To convert the given polar equation $$r=\sec \theta-2 \cos \theta$$ to rectangular coordinates, we use the relationships between polar and rectangular coordinates: $$x = r \cos \theta$$, $$y = r \sin \theta$$, $$r^2 = x^2 + y^2$$, and $$\cos \theta = \frac{x}{r}$$, $$\sec \theta = \frac{1}{\cos \theta} = \frac{r}{x}$$. First, rewrite the given equation using the reciprocal identity for secant.

$$r = \frac{1}{\cos \theta} - 2 \cos \theta$$

Next, multiply both sides by $$\cos \theta$$ to clear the denominator. Then, substitute $$r \cos \theta$$ with $$x$$ and $$\cos \theta$$ with $$\frac{x}{r}$$.

$$r \cos \theta = 1 - 2 \cos^2 \theta$$

$$x = 1 - 2 \left(\frac{x}{r}\right)^2$$

Substitute $$r^2 = x^2+y^2$$ into the equation.

$$x = 1 - \frac{2x^2}{x^2+y^2}$$

Now, multiply both sides by $$(x^2+y^2)$$ to eliminate the fraction and rearrange the terms to get the rectangular equation.

$$x(x^2+y^2) = (x^2+y^2) - 2x^2$$

$$x^3 + xy^2 = x^2 + y^2 - 2x^2$$

$$x^3 + xy^2 = y^2 - x^2$$

$$x^3 + x^2 + xy^2 - y^2 = 0$$

This can be further factored to show the characteristic form of a strophoid.

$$x^2(x+1) + y^2(x-1) = 0$$

$$y^2(1-x) = x^2(1+x)$$

$$y^2 = \frac{x^2(1+x)}{1-x}$$

**step2 Determine Limits of Integration for the Loop**

To find the area enclosed by the loop of the strophoid, we first need to identify the range of $$\theta$$ that forms the loop. A loop typically starts and ends where $$r=0$$. Set the polar equation to zero and solve for $$\theta$$.

$$r = \sec \theta - 2 \cos \theta = 0$$

Rewrite $$\sec \theta$$ as $$\frac{1}{\cos \theta}$$.

$$\frac{1}{\cos \theta} - 2 \cos \theta = 0$$

Combine the terms over a common denominator.
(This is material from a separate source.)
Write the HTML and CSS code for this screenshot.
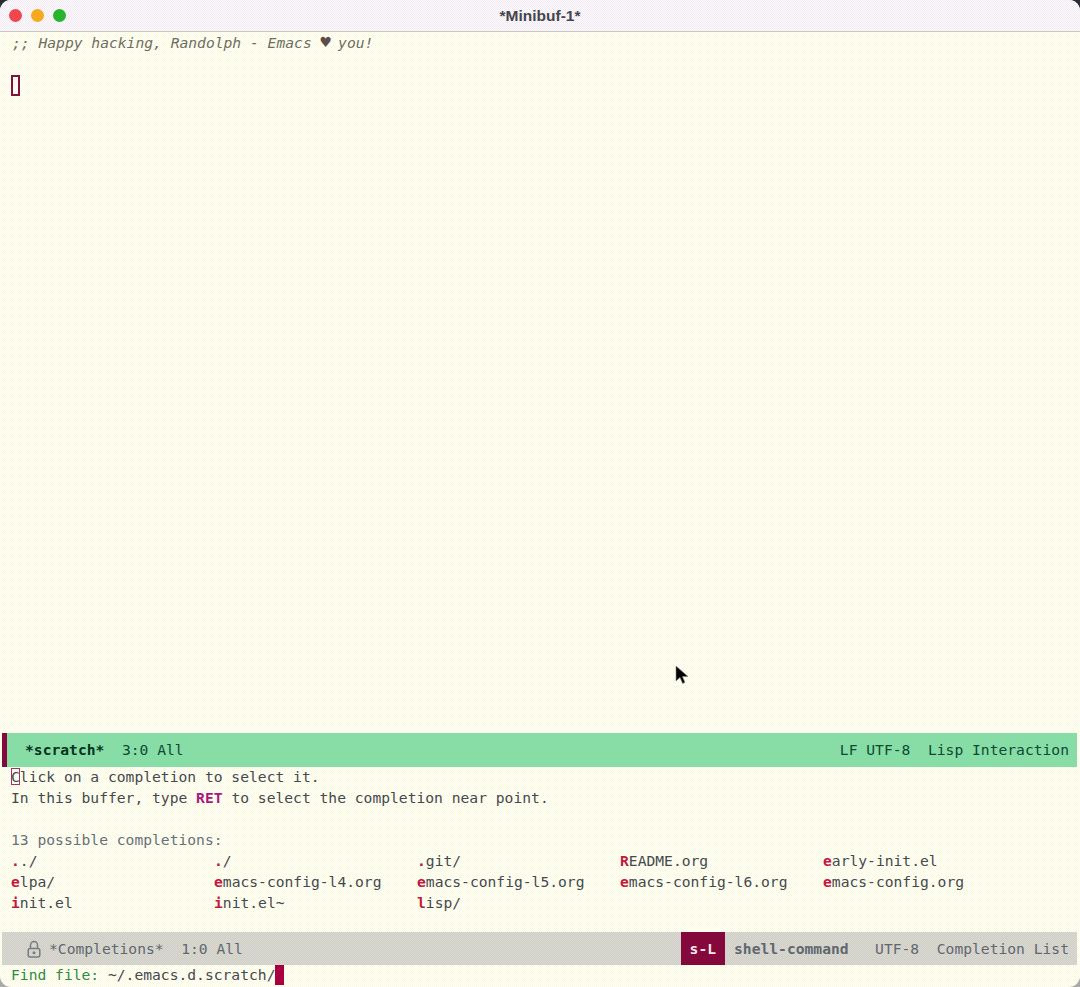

$$\frac{1 - 2 \cos^2 \theta}{\cos \theta} = 0$$

For the fraction to be zero, the numerator must be zero (and the denominator non-zero). The given range for $$\theta$$ is $$-\frac{\pi}{2} < \theta < \frac{\pi}{2}$$, where $$\cos \theta \neq 0$$.

$$1 - 2 \cos^2 \theta = 0$$

$$2 \cos^2 \theta = 1$$

$$\cos^2 \theta = \frac{1}{2}$$

$$\cos \theta = \pm \frac{1}{\sqrt{2}} = \pm \frac{\sqrt{2}}{2}$$

Within the specified interval $$-\frac{\pi}{2} < \theta < \frac{\pi}{2}$$, $$\cos \theta$$ is positive. Therefore, we only consider $$\cos \theta = \frac{\sqrt{2}}{2}$$.

$$\theta = \pm \frac{\pi}{4}$$

These are the limits for the integration, defining the start and end of the loop.

**step3 Calculate the Area Enclosed by the Loop**

The area A enclosed by a polar curve is given by the formula $$A = \frac{1}{2} \int_{\alpha}^{\beta} r^2 d\theta$$. Substitute the expression for $$r$$ and the limits of integration found in the previous step.

$$A = \frac{1}{2} \int_{-\pi/4}^{\pi/4} (\sec \theta - 2 \cos \theta)^2 d\theta$$

Expand the square term.

$$A = \frac{1}{2} \int_{-\pi/4}^{\pi/4} (\sec^2 \theta - 4 \sec \theta \cos \theta + 4 \cos^2 \theta) d\theta$$

Simplify the term $$4 \sec \theta \cos \theta = 4 \left(\frac{1}{\cos \theta}\right) \cos \theta = 4$$. Also, use the double angle identity for $$\cos^2 \theta$$: $$\cos^2 \theta = \frac{1+\cos(2\theta)}{2}$$.

$$A = \frac{1}{2} \int_{-\pi/4}^{\pi/4} (\sec^2 \theta - 4 + 4 \cdot \frac{1+\cos(2\theta)}{2}) d\theta$$

$$A = \frac{1}{2} \int_{-\pi/4}^{\pi/4} (\sec^2 \theta - 4 + 2 + 2 \cos(2\theta)) d\theta$$

$$A = \frac{1}{2} \int_{-\pi/4}^{\pi/4} (\sec^2 \theta - 2 + 2 \cos(2\theta)) d\theta$$

Since the integrand is an even function, we can simplify the integral by integrating from 0 to $$\pi/4$$ and multiplying by 2.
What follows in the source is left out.